By James Tozer and Lucy Laing


At the age of 53, Debbie Hughes imagined the only babies she would be looking after would be her granddaughters.

Instead, despite taking the contraceptive Pill, she has become one of Britain's oldest ever naturally conceiving mothers – giving birth to a healthy baby boy named Kyle.

Surprise delivery: Debbie Hughes with her new son Kyle who came despite his mother taking the pill

Miss Hughes took a pregnancy test after her family teased her about putting on weight, expecting the notion that she was having another child to be swiftly ruled out. But after putting on her reading glasses to decipher the result, the astonishing news began to sink in.

Now she is nursing the unexpected addition to her family, who is 26 years younger than his elder brother.

As fertility experts described her achievement as 'remarkable', Miss Hughes was yesterday relearning the ropes of motherhood.

'I'd already given birth to three children, and thought that those days were definitely over,' she said. 'I was on the contraceptive Pill just to make sure, but I never imagined I could ever have fallen pregnant at my age.

'I'm a grandmother and I love looking after my granddaughters – I never thought that I would be looking after another baby of my own.'

Miss Hughes, a jewellery assistant, who lives with her partner Paul Clarke, 45, a heavy goods vehicle driver, wasn't planning any additions to her family.

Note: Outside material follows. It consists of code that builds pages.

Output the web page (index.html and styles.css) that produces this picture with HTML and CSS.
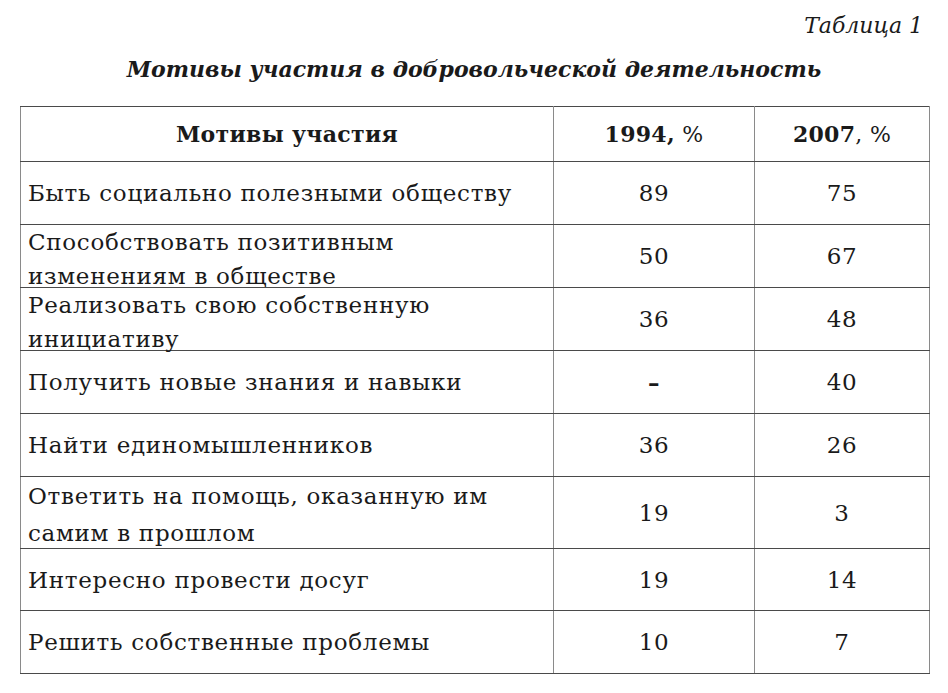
FILE: index.html
```html
<!DOCTYPE html>
<html lang="ru">
<head>
<meta charset="utf-8">
<title>Таблица 1</title>
<link rel="stylesheet" href="styles.css">
</head>
<body>
<div class="page">
  <p class="label">Таблица 1</p>
  <h1 class="caption">Мотивы участия в добровольческой деятельность</h1>
  <table class="data">
    <colgroup>
      <col class="c-motive">
      <col class="c-y1">
      <col class="c-y2">
    </colgroup>
    <thead>
      <tr class="head-row">
        <th><b>Мотивы участия</b></th>
        <th><b>1994,</b> %</th>
        <th><b>2007</b>, %</th>
      </tr>
    </thead>
    <tbody>
      <tr class="row"><td class="motive">Быть социально полезными обществу</td><td>89</td><td>75</td></tr>
      <tr class="row"><td class="motive"><div class="lines">Способствовать позитивным<br>изменениям в обществе</div></td><td>50</td><td>67</td></tr>
      <tr class="row"><td class="motive"><div class="lines">Реализовать свою собственную<br>инициативу</div></td><td>36</td><td>48</td></tr>
      <tr class="row"><td class="motive">Получить новые знания и навыки</td><td><span class="dash">–</span></td><td>40</td></tr>
      <tr class="row"><td class="motive">Найти единомышленников</td><td>36</td><td>26</td></tr>
      <tr class="row tall"><td class="motive"><div class="lines wide">Ответить на помощь, оказанную им<br>самим в прошлом</div></td><td>19</td><td>3</td></tr>
      <tr class="row short"><td class="motive">Интересно провести досуг</td><td>19</td><td>14</td></tr>
      <tr class="row"><td class="motive">Решить собственные проблемы</td><td>10</td><td>7</td></tr>
    </tbody>
  </table>
</div>
</body>
</html>
```

FILE: styles.css
```css
html, body {
  margin: 0;
  padding: 0;
  background: #ffffff;
}

.page {
  width: 908px;
  padding: 0 20px;
  color: #1a1a1a;
  font-family: "DejaVu Serif", "Liberation Serif", serif;
}

.label {
  margin: 0;
  padding: 13px 5px 0 0;
  height: 29px;
  text-align: right;
  font-family: "DejaVu Serif", serif;
  font-style: italic;
  font-size: 22px;
  line-height: 26px;
}

.caption {
  margin: 0;
  padding: 14px 0 0 0;
  height: 50px;
  text-align: center;
  font-family: "DejaVu Serif", serif;
  font-style: italic;
  font-weight: bold;
  font-size: 22px;
  line-height: 26px;
}

.data {
  width: 909px;
  border-collapse: collapse;
  table-layout: fixed;
  font-size: 23px;
  letter-spacing: 0.7px;
}

.c-motive { width: 533px; }
.c-y1 { width: 201px; }
.c-y2 { width: 175px; }

.data th,
.data td {
  border-top: 1px solid #4a4a4a;
  border-bottom: 1px solid #4a4a4a;
  border-left: 1px solid #8a8a8a;
  border-right: 1px solid #8a8a8a;
  padding: 0;
  text-align: center;
  vertical-align: middle;
}

.head-row {
  height: 55px;
}

.data th {
  font-weight: normal;
  font-size: 22px;
  letter-spacing: 0.3px;
}

.data th b {
  font-weight: bold;
}

.row {
  height: 63px;
}

.row.tall {
  height: 72px;
}

.row.short {
  height: 62px;
}

.data td.motive {
  text-align: left;
  padding-left: 7px;
  line-height: 34px;
}

.lines {
  line-height: 34px;
  margin: -1px 0 -7px;
}

.lines.wide {
  line-height: 37px;
  margin: -1px 0 -5px;
}

.dash {
  font-weight: bold;
}
```
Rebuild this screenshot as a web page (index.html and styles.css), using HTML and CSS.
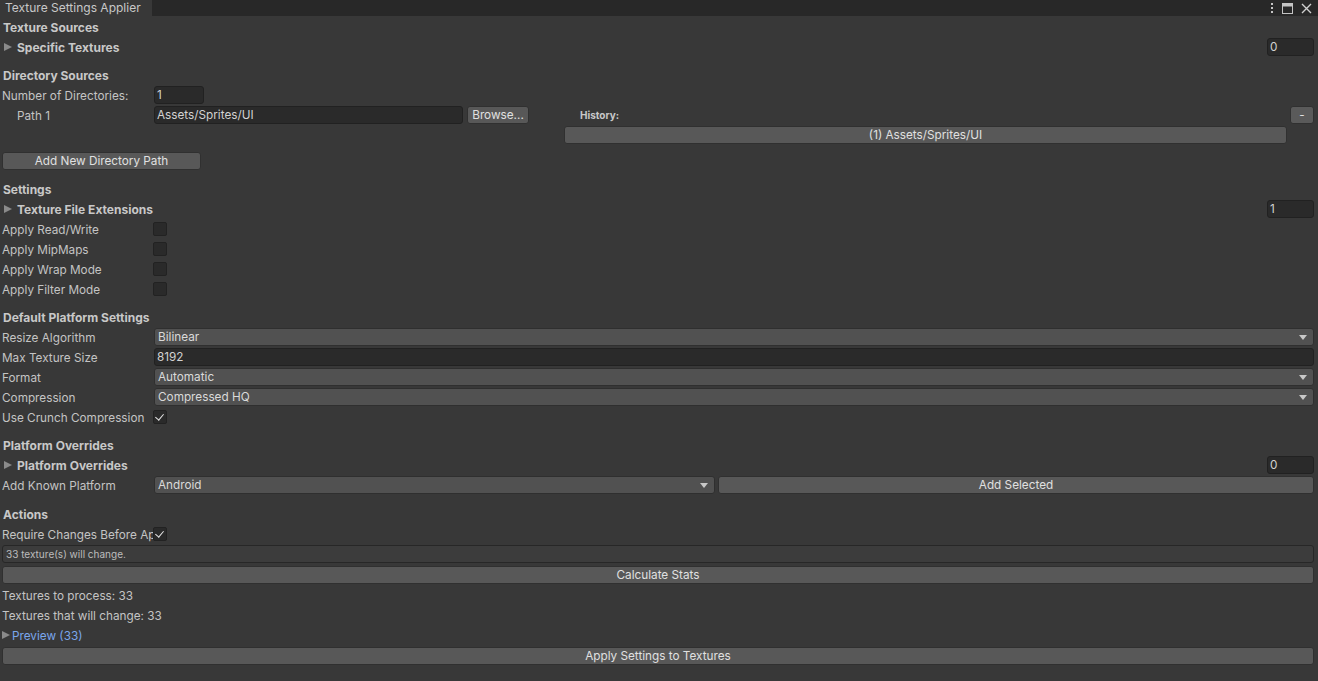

Debbie and her daughter, Hayley, in 1980 (above) and in 1997 (below). Hayley tragically died a week before her 18th birthday

She already has two sons Mark, 26, and Brandon, 11. Her daughter Hayley died tragically just a week before her 18th birthday. She is also grandmother to Mark's daughters – Lydia, two, and Nicole, three.

Her suspicions began last March, by which time she was already five months' pregnant.

'Mark noticed my stomach was slightly protruding and he started teasing me that I was putting on a bit of weight,' she said. 'He joked that I could be pregnant, which seemed impossible, as I was still having my periods.

'I thought I was throwing my money away doing a test as I couldn't possibly be pregnant, but when it showed positive I couldn't believe it.

'I'd had to put my reading glasses on to read the result, and I was so incredibly shocked. I went out and bought another three tests to make sure.'

A decade apart: Debbie Hughes with son Kyle today (left) and son Brandon in 2001 (right)

After informing her GP – who 'nearly fell off his chair' – she was booked to see a midwife. Despite being worried about her age, Miss Hughes, of Daventry in Northamptonshire, had a textbook pregnancy, with only a small amount of morning sickness in the first few months.

She said: 'I had been so worried because of my age about whether I was even going to be able to carry the pregnancy to full term because I knew there was a high chance of me losing the baby or giving birth prematurely. But I felt incredibly healthy all the way through.'

She went into labour last June and gave birth naturally to Kyle at Northampton General Hospital, weighing 7lb 11lb.

Pictured with her partner, Paul Clarke, she said her GP 'nearly fell of his chair' when he found out she was pregnant

Despite more than a decade's gap, the magic of motherhood didn't take long to rediscover. She said: 'It was amazing to hold him in my arms afterwards, and I felt the same rush of love that I had felt with my other children.

'I do get more tired than I did before, especially getting up to do the night feeds. But I do love being a mum again.'

Dawn Brooke, from Guernsey, became the world's oldest mother through natural conception at the age of 59, in 1997.

Mark Sedler, a consultant gynaecologist at CARE Fertility, said: 'Falling pregnant at this age without any form of fertility treatment and for the baby to be born healthy and well is remarkable.